Wieder ein Buch aus Österreich - diesmal ist es Olga Flor. Sie schildert auf über zweihundert Seiten die Ereignisse einer einzigen Stunde in und vor einem ganz gewöhnlichen Supermarkt. Aus der Perspektive verschiedener Beteiligter beschreibt sie den Schauplatz einer Attacke. Der schnelle Wechsel zwischen einer Vielzahl von Personen und Einzelschicksalen wirkt am Anfang etwas unübersichtlich.
Da ist zum Beispiel der Rentner Horst, der hilflos versucht, sich mit Einkaufen davon abzulenken, dass seine Frau gerade an Krebs operiert wird und er Angst vor der Zukunft hat. Doris, 29 und Single, ist auf dem Weg zu einem Ernährungstreffen mit Bekannten, die ihr eigentlich nichts bedeuten, und fühlt sich innerlich leer und allein. Der Obdachlose Anton möchte einfach nur etwas zu essen kaufen, er hat sogar Geld und wird trotzdem vor die Tür gesetzt. Luise H.-W., Politikerin Mitte 40 mit etwas komplizierten Männergeschichten und unangenehmen Erinnerungen an eine Wahlveranstaltung, hat eigentlich keine Zeit und hetzt durch den Supermarkt, ständig bemüht ihre Schwächen zu kaschieren und ihre Wirkung auf andere abzuschätzen… Tobias, der Lehrling im Supermarkt, dem seine Lehre so gar nicht gefällt, der Teenager Mo (Morgan), der mit seinem Leben unzufrieden ist und die Menschen aufrütteln möchte, Anna K. verheiratet mit einem Alkoholiker mit der Sehnsuchtnach Wärme und Essen, Stephanie, die Frau mit dem Kinderwagen, Oswald, der in Scheidung lebt…….
Die Liste der Personen ist also lang. Eigentlich haben diese Menschen nichts gemeinsam - und doch verknüpft die Autorin ihr Schicksal miteinander, webt ein Netz durch die Gedanken der Einzelnen, die sich gegenseitig mal mehr mal weniger beim Einkaufen wahrnehmen. Es liegt eine Spannung in der Luft, viele Andeutungen werden gemacht,und als schließlich etwas geschieht und die Situation eskaliert, ist der Leser selbst zum Zuschauer geworden, der hier und da ein Stückchen Leben der anderen aufgeschnappt hat, der selbst nicht alles kennt und nicht alles versteht. Wie ein großes Puzzle setzt sich schließlich die Geschichte zusammen - und man bleibt letztlich atemlos zurück und fragt sich, wie aus dem ganz normalen Alltag eine Katastrophe werden konnte.
Dieses Buch ist beeindruckend, auch wenn es nicht gerade einfach ist.
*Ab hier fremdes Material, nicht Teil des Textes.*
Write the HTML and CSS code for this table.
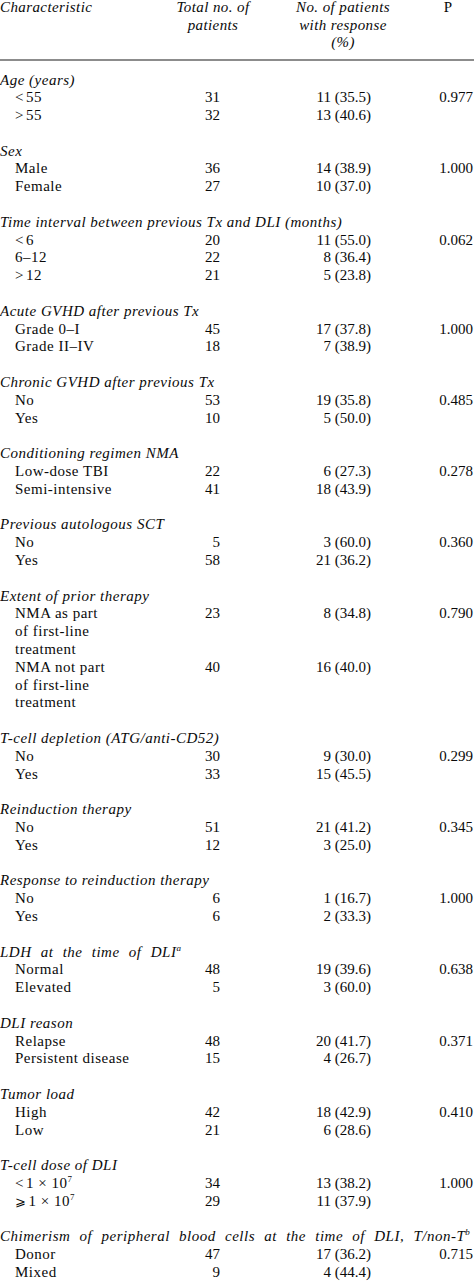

Stückchenweise sollte man es besser nicht lesen, da man sonst schwer die Schicksale der einzelnen Personen auseinander halten kann. Gerade weil er so viele Personen sind (es gibt kein Personenregister, das geht auch gar nicht, weil es entweder nur eine Auflistung von Namen wäre oder schon zuviel verraten würde), bietet es sich an, wenn man als Leser Notizen anfertigt um die kleinen Schnipsel von verschienden Leben, die die Autorin einem nach und nach serviert, zusammensetzten zu können.
Die Handlung selbst lässt sich kaum wiedergeben, sie steht auch nicht im Mittelpunkt - sondern das Bild, das entworfen wird: die Beziehungen der Menschen untereinander, Selbstbild, Selbstwahrnehmung und Fremdwahrnehmung - das sind die eigenltlichen Themen dieses kleinen Kunstwerks.